Menu
Libération
Reportage

«Si on disparaît, ce sera des "fermes de 1000 vaches" et des produits sans normes»

Au Mont-Saint-Michel ce mardi, les éleveurs ont bloqué l'accès pour faire entendre leur ras-le-bol.
Des éleveurs bloquent l'accès au Mont-Saint-Michel, lundi. (Photo CharlyTriballeau. AFP)
publié le 21 juillet 2015 à 17h37

Drôle de visite pour les milliers de touristes venus admirer le Mont-Saint-Michel. A cinq kilomètres de la merveille qui se dresse à l’horizon, une longue rangée d’autocars sont rangés sur le bas-côté, délestant leur cargaison de voyageurs contraints de poursuivre leur chemin à pied. En travers de la route, des dizaines de tracteurs et leurs remorques chargées de paille bloquent le passage depuis lundi soir, ne laissant passer que les véhicules des employés du Mont.

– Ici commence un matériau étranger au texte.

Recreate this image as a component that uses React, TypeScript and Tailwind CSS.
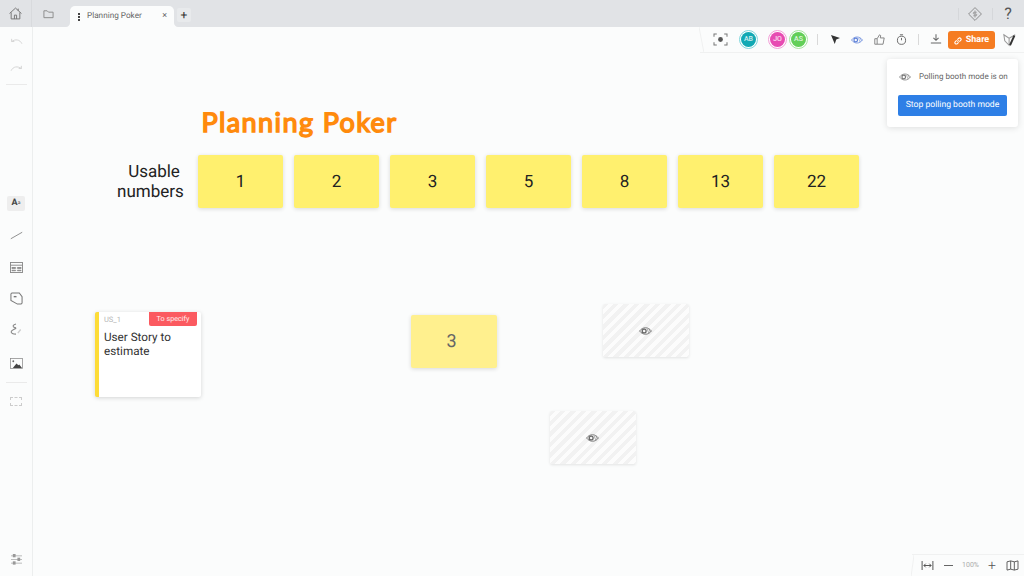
import React from "react";

const Eye = ({ className = "", color = "#555" }: { className?: string; color?: string }) => (
  <svg viewBox="0 0 24 14" className={`shrink-0 ${className}`} fill="none" stroke={color}>
    <path d="M1 7C4 3 8 1 12 1s8 2 11 6c-3 4-7 6-11 6S4 11 1 7z" strokeWidth="1.5" />
    <circle cx="9.5" cy="7" r="3.6" strokeWidth="2.4" />
    <path d="M15 3l3 8M18 3l3 6" strokeWidth="1.4" opacity=".7" />
  </svg>
);

const Avatar = ({ t, c, ring }: { t: string; c: string; ring: string }) => (
  <div className="w-[19px] h-[19px] rounded-full border flex items-center justify-center bg-white" style={{ borderColor: ring }}>
    <div className="w-[15px] h-[15px] rounded-full text-white/80 text-[7px] font-medium flex items-center justify-center" style={{ background: c }}>{t}</div>
  </div>
);

const Num = ({ n }: { n: string }) => (
  <div className="w-[85px] h-[53px] pt-[2px] bg-[#fff06e] rounded-[2px] shadow-[0_1px_4px_rgba(0,0,0,0.14)] flex items-center justify-center text-[17px] text-[#222]">{n}</div>
);

const hatch = "bg-[repeating-linear-gradient(135deg,#f2f2f2_0px,#f2f2f2_3.7px,#fcfcfc_3.7px,#fcfcfc_7.4px)]";

export default function App() {
  return (
    <div className="w-[1024px] h-[576px] overflow-hidden flex flex-col bg-[#fbfcfc] font-['Roboto',sans-serif] text-[#333] [text-rendering:geometricPrecision]">
      {/* tab bar */}
      <header className="h-[27px] bg-[#e1e3e6] flex items-stretch shrink-0">
        <div className="w-[32px] border-r border-[#d8dadd] flex items-center justify-center">
          <svg viewBox="0 0 24 24" className="w-[13px] h-[13px]" fill="none" stroke="#777" strokeWidth="1.8"><path d="M1 12L12 2l11 10M4 10v12h16V10M10 22v-7h4v7M17 3v4" /></svg>
        </div>
        <div className="w-[32px] flex items-center justify-center">
          <svg viewBox="0 0 24 20" className="w-[11px] h-[10px]" fill="none" stroke="#888" strokeWidth="2"><path d="M2 3h7l3 3h10v12H2z" strokeLinejoin="round" /></svg>
        </div>
        <div className="ml-[6px] w-[104px] mt-[6px] bg-[#fbfcfc] rounded-t-[5px] flex items-center pl-[8px] pr-[7px] text-[#666] text-[8.2px] relative">
          <svg viewBox="0 0 4 4" className="absolute -left-[4px] bottom-0 w-[4px] h-[4px]" fill="#fbfcfc"><path d="M4 0v4H0c2 0 4-2 4-4z" /></svg>
          <svg viewBox="0 0 4 4" className="absolute -right-[4px] bottom-0 w-[4px] h-[4px]" fill="#fbfcfc"><path d="M0 0v4h4C2 4 0 2 0 0z" /></svg>
          <span className="flex flex-col gap-[1px] mr-[7px]">
            <i className="w-[2px] h-[2px] bg-[#444] block" /><i className="w-[2px] h-[2px] bg-[#444] block" /><i className="w-[2px] h-[2px] bg-[#444] block" />
          </span>
          <span className="flex-1 whitespace-nowrap">Planning Poker</span>
          <span className="text-[9px] leading-none">×</span>
        </div>
        <div className="ml-[3px] mt-[8px] w-[14px] h-[14px] rounded-[2px] bg-[#e8eaec] flex items-center justify-center text-[#333] text-[12px] leading-none">+</div>
        <div className="flex-1" />
        <div className="flex items-center pr-[9px]">
          <div className="h-[12px] border-l border-[#d5d7da] mr-[9px]" />
          <svg viewBox="0 0 24 24" className="w-[14px] h-[14px] mr-[10px]" fill="none" stroke="#888" strokeWidth="1.6"><path d="M12 1l11 11-11 11L1 12z" /><path d="M15 9H10.5a1.5 1.5 0 000 3h3a1.5 1.5 0 010 3H9M12 6v12" strokeWidth="1.2" /></svg>
          <div className="h-[12px] border-l border-[#d5d7da] mr-[8px]" />
          <span className="text-[16px] text-[#555] w-[14px] text-center">?</span>
        </div>
      </header>

      <div className="flex-1 flex min-h-0">
        {/* left rail */}
        <aside className="w-[33px] shrink-0 border-r border-[#eceeee] flex flex-col items-center relative">
          <svg viewBox="0 0 24 14" className="w-[13px] h-[8px] mt-[10px] shrink-0" fill="none" stroke="#d4d4d4" strokeWidth="1.8"><path d="M22 12C18 4 10 3 3 8M3 3v5h5" /></svg>
          <svg viewBox="0 0 24 14" className="w-[13px] h-[8px] mt-[19px] shrink-0" fill="none" stroke="#d4d4d4" strokeWidth="1.8"><path d="M2 12C6 4 14 3 21 8M21 3v5h-5" /></svg>
          <div className="w-[21px] border-t border-[#eaeaea] mt-[12px]" />
          <div className="mt-[111px] w-[18px] h-[15px] bg-[#eeeeee] rounded-[2px] flex items-center justify-center text-[#444] text-[9px] font-bold leading-none">A<span className="text-[5px] font-normal">a</span></div>
          <svg viewBox="0 0 16 10" className="w-[13px] h-[9px] mt-[20px] shrink-0" stroke="#777"><path d="M1 9L15 1" strokeWidth="1" /></svg>
          <svg viewBox="0 0 14 12" className="w-[13px] h-[11px] mt-[22px] shrink-0" fill="none" stroke="#888"><rect x=".5" y=".5" width="13" height="11" strokeWidth="1" /><path d="M.5 3.5h13M2 6h4v1H2zM8 6h4v1H8zM2 9h4v.5H2zM8 9h4v.5H8z" strokeWidth="1" /></svg>
          <svg viewBox="0 0 14 14" className="w-[13px] h-[13px] mt-[19px] shrink-0" fill="none" stroke="#777"><path d="M2 1h8l3 4v7l-1 1H8L1 9V2z" strokeWidth="1.1" /><path d="M4 5h3" strokeWidth="1.5" /></svg>
          <svg viewBox="0 0 14 14" className="w-[14px] h-[13px] mt-[18px] shrink-0" fill="none" stroke="#888"><path d="M7 1C3 2 3 4 6 5S3 7 2 9s2 3 5 3" strokeWidth="1.2" /><path d="M9 11l3-4" stroke="#ccc" strokeWidth="1.4" /></svg>
          <svg viewBox="0 0 14 12" className="w-[13px] h-[11px] mt-[22px] shrink-0" fill="none" stroke="#888"><rect x=".5" y=".5" width="13" height="11" strokeWidth=".8" /><path d="M3 11l4-5 2 2 1-1 3 4z" fill="#444" stroke="none" /><circle cx="3.5" cy="3.5" r="1" fill="#666" stroke="none" /></svg>
          <div className="w-[21px] border-t border-[#eaeaea] mt-[13px]" />
          <div className="w-[12px] h-[9px] mt-[14px] border border-dashed border-[#ccc]" />
          <div className="flex-1" />
          <svg viewBox="0 0 14 12" className="w-[13px] h-[11px] mb-[11px] shrink-0" stroke="#888"><path d="M1 2h12M1 6h12M1 10h12" strokeWidth=".6" /><rect x="3" y="0" width="3" height="3.6" fill="#999" stroke="none" /><rect x="8" y="4" width="3" height="3.6" fill="#999" stroke="none" /><rect x="3" y="8" width="3" height="3.6" fill="#999" stroke="none" /></svg>
        </aside>

        {/* canvas */}
        <main className="flex-1 relative">
          {/* toolbar */}
          <div className="absolute top-0 right-0 w-[324px] h-[26px] flex items-center border-b border-[#f0f1f1] text-[#555]">
            <svg viewBox="0 0 5 26" className="absolute -left-[1px] top-0 w-[5px] h-[26px]" fill="none" stroke="#f0f1f1"><path d="M0 0l5 26" /></svg>
            <svg viewBox="0 0 16 14" className="ml-[13px] w-[15px] h-[13px] shrink-0" fill="none" stroke="#777"><path d="M1 4V1h3M12 1h3v3M15 10v3h-3M4 13H1v-3" strokeWidth="1.1" /><circle cx="8" cy="7" r="2.6" fill="#555" stroke="none" /></svg>
            <div className="ml-[11px]"><Avatar t="AB" c="#11a9b4" ring="#7fd6dc" /></div>
            <div className="ml-[10px]"><Avatar t="JO" c="#e74bb2" ring="#f3a0d8" /></div>
            <div className="ml-[2px]"><Avatar t="AS" c="#62cf58" ring="#a5e69f" /></div>
            <div className="ml-[9px] h-[11px] border-l border-[#d9d9d9]" />
            <svg viewBox="0 0 12 12" className="ml-[13px] w-[9px] h-[9px] shrink-0" fill="#333"><path d="M0 0l12 4-5 2-2 6z" /></svg>
            <Eye className="ml-[11px] w-[12px] h-[8px]" color="#5b7fd8" />
            <svg viewBox="0 0 14 14" className="ml-[11px] w-[11px] h-[11px] shrink-0" fill="none" stroke="#777" strokeWidth="1.1"><path d="M1 6h3v7H1zM4 6l3-5 1.5 1L8 5h5l-1.5 8H4" /></svg>
            <svg viewBox="0 0 14 14" className="ml-[11px] w-[11px] h-[11px] shrink-0" fill="none" stroke="#666" strokeWidth="1.2"><circle cx="7" cy="8" r="5.2" /><path d="M5 1h4M7 5v3" /></svg>
            <div className="ml-[11px] h-[11px] border-l border-[#d9d9d9]" />
            <svg viewBox="0 0 14 12" className="ml-[11px] w-[12px] h-[11px] shrink-0" fill="none" stroke="#666" strokeWidth="1.2"><path d="M7 0v6M4 4l3 3 3-3M1 10h12" /></svg>
            <div className="ml-[6px] w-[47px] h-[18px] pt-[2px] shrink-0 rounded-[3px] bg-[#f57c22] text-white text-[9px] font-bold flex items-center justify-center gap-[4px]">
              <svg viewBox="0 0 12 12" className="w-[8px] h-[8px]" fill="none" stroke="#fff" strokeWidth="1.6"><path d="M5 7l2-2M4 5L2 7a2 2 0 003 3l2-2M8 7l2-2a2 2 0 00-3-3L5 4" /></svg>
              Share
            </div>
            <svg viewBox="0 0 16 16" className="ml-[8px] w-[14px] h-[14px] shrink-0" fill="none" stroke="#999" strokeWidth="1.2"><path d="M1 2l6 4v8L2 9zM7 6l7-4" /><path d="M13 3L8 14" stroke="#333" strokeWidth="2.2" /></svg>
          </div>

          {/* popover */}
          <div className="absolute left-[854px] top-[32px] w-[131px] h-[68px] bg-white rounded-[3px] shadow-[0_1px_6px_rgba(0,0,0,0.12)] px-[11px]">
            <div className="h-[36px] flex items-center text-[8.05px] text-[#666] whitespace-nowrap">
              <Eye className="w-[12px] h-[8px] ml-[1px] mr-[8px]" color="#777" />
              Polling booth mode is on
            </div>
            <div className="h-[21px] bg-[#2e7fe6] rounded-[2px] text-white text-[8.6px] flex items-center justify-center whitespace-nowrap">Stop polling booth mode</div>
          </div>

          {/* title */}
          <div className="absolute left-[168.5px] top-[79px] text-[27px] leading-[32px] font-normal text-[#ff8a0c] tracking-[1.4px] whitespace-nowrap font-['Lato',sans-serif] [-webkit-text-stroke:1.5px_#ff8a0c]">Planning Poker</div>

          {/* numbers */}
          <div className="absolute left-[165px] top-[128px] flex gap-[11px]">
            {["1", "2", "3", "5", "8", "13", "22"].map((n) => <Num key={n} n={n} />)}
          </div>
          <div className="absolute left-[74px] top-[135px] w-[87px] text-center text-[17px] leading-[20px] text-[#222]"><span className="inline-block pl-[7px]">Usable</span><br />numbers</div>

          {/* user story */}
          <div className="absolute left-[61.5px] top-[285px] w-[106.5px] h-[85px] bg-white border-l-[4px] border-[#fddc37] rounded-[2px] shadow-[0_1px_4px_rgba(0,0,0,0.16)]">
            <div className="absolute right-[4px] top-0 w-[48px] h-[14px] bg-[#fb5a60] rounded-b-[2px] text-white/90 text-[7.2px] flex items-center justify-center">To specify</div>
            <div className="pl-[5.5px] pt-[3px] text-[7.5px] text-[#b5b5b5] leading-[10px]">US_1</div>
            <div className="pl-[5.5px] pt-[5px] text-[11.7px] leading-[14px] text-[#333]">User Story to<br />estimate</div>
          </div>

          {/* voted card */}
          <div className="absolute left-[378px] top-[288px] w-[86px] h-[53px] pr-[5px] bg-[#fff08e] rounded-[2px] shadow-[0_1px_4px_rgba(0,0,0,0.14)] flex items-center justify-center text-[18px] text-[#666]">3</div>

          {/* hidden cards */}
          <div className={`absolute left-[570px] top-[277px] w-[86px] h-[53px] pr-[2px] rounded-[2px] shadow-[0_1px_3px_rgba(0,0,0,0.1)] flex items-center justify-center ${hatch}`}>
            <Eye className="w-[13px] h-[8px]" color="#666" />
          </div>
          <div className={`absolute left-[517px] top-[384px] w-[86px] h-[53px] pr-[2px] rounded-[2px] shadow-[0_1px_3px_rgba(0,0,0,0.1)] flex items-center justify-center ${hatch}`}>
            <Eye className="w-[13px] h-[8px]" color="#666" />
          </div>

          {/* zoom */}
          <div className="absolute right-0 bottom-0 w-[112px] h-[22px] flex items-center text-[#555] border-t border-[#f0f1f1]">
            <svg viewBox="0 0 3 22" className="absolute -left-[1px] top-0 w-[3px] h-[22px]" fill="none" stroke="#f0f1f1"><path d="M3 0L0 22" /></svg>
            <svg viewBox="0 0 14 10" className="ml-[9px] w-[13px] h-[9px] shrink-0" fill="none" stroke="#555" strokeWidth="1.1"><path d="M1 0v10M13 0v10M3 5h8M5 3L3 5l2 2M9 3l2 2-2 2" /></svg>
            <span className="ml-[10px] w-[9px] border-t border-[#666] shrink-0" />
            <span className="ml-[8px] text-[7px] text-[#aaa] w-[19px] text-center shrink-0">100%</span>
            <span className="ml-[8px] text-[14px] leading-none font-light shrink-0">+</span>
            <svg viewBox="0 0 14 12" className="ml-[10px] w-[13px] h-[11px] shrink-0" fill="none" stroke="#555" strokeWidth="1"><path d="M1 2l4-1 4 1 4-1v9l-4 1-4-1-4 1zM5 1v9M9 2v9" /></svg>
          </div>
        </main>
      </div>
    </div>
  );
}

«Pour les touristes, à pied ou à vélo, ça passe, sinon pas question !» prévient un jeune agriculteur en bottes et bleu de travail. Bon gré, mal gré, mais dans une ambiance plutôt bon enfant, Japonais, Américains, Italiens, Allemands, défilent à la queue leu leu au milieu du barrage, les plus hardis prenant quelques photos des petits groupes d'agriculteurs qui devisent autour d'une glacière et d'un verre de rosé. «Les gens se montrent compréhensifs, commente l'un d'eux. Ils savent qu'on n'est pas des fainéants et que si on est là, c'est qu'on en a gros sur la patate.»

L'heure est grave en effet pour ces éleveurs qui évoquent les suicides de certains de leurs collègues, pris à la gorge par des emprunts devenus impossibles à rembourser. «Si on disparaît, ce sera des "fermes de 1 000 vaches" et des produits sans normes, sans rien, qui viendront de n'importe où», se désole Marc, 52 ans, visage buriné et chemise à carreaux. «Il ne faudra pas s'étonner si les gens tombent malade et si le monde rural se transforme en désert. Déjà, on voit de moins en moins de vaches dans les champs.» Producteur de jeunes bovins, cet éleveur estime perdre entre 200 et 300 euros pour chaque bête vendue, et ses cultures de céréales ne sont guère plus avantageuses. «Depuis deux ans, c'est la cata. Il faudrait être tous les jours sur Internet pour pouvoir vendre au bon moment.»

«Le malaise est profond»

Yannick Bodin, président de la Coordination rurale de la Manche, se réjouit lui de la mobilisation. «Rocamadour est bloqué, les grottes de Lascaux sont bloquées, on a donné l'élan», lance-t-il à la cantonade, à mesure que les nouvelles tombent.

Venu avec son épouse et ses deux fils de 9 et 12 ans, le représentant agricole se réjouit également d'un rassemblement qui dépasse les étiquettes. «Ici, il y a des gens de la FDSEA, des Jeunes agriculteurs, de la Coordination, mais on est d'abord tous des agriculteurs, martèle-t-il. Le fait qu'on se mélange montre bien que le malaise est profond.»

Pour ce jeune producteur, la solution réside essentiellement à Bruxelles, qui devrait mettre en place une régulation des volumes et instaurer les mêmes règles sociales et environnementales dans tous les pays de l'Union. «En France, en termes de qualité, on est les plus compétitifs, les plus techniques. Mais au niveau économique, on ne passe pas», se désespère-t-il. A écouter les manifestants, les touristes vont devoir encore être patients. «On ne se contentera pas de mesurettes», souffle Yannick Bodin à propos du «plan d'urgence» promis par François Hollande en ­réponse à la mobilisation des ­éleveurs.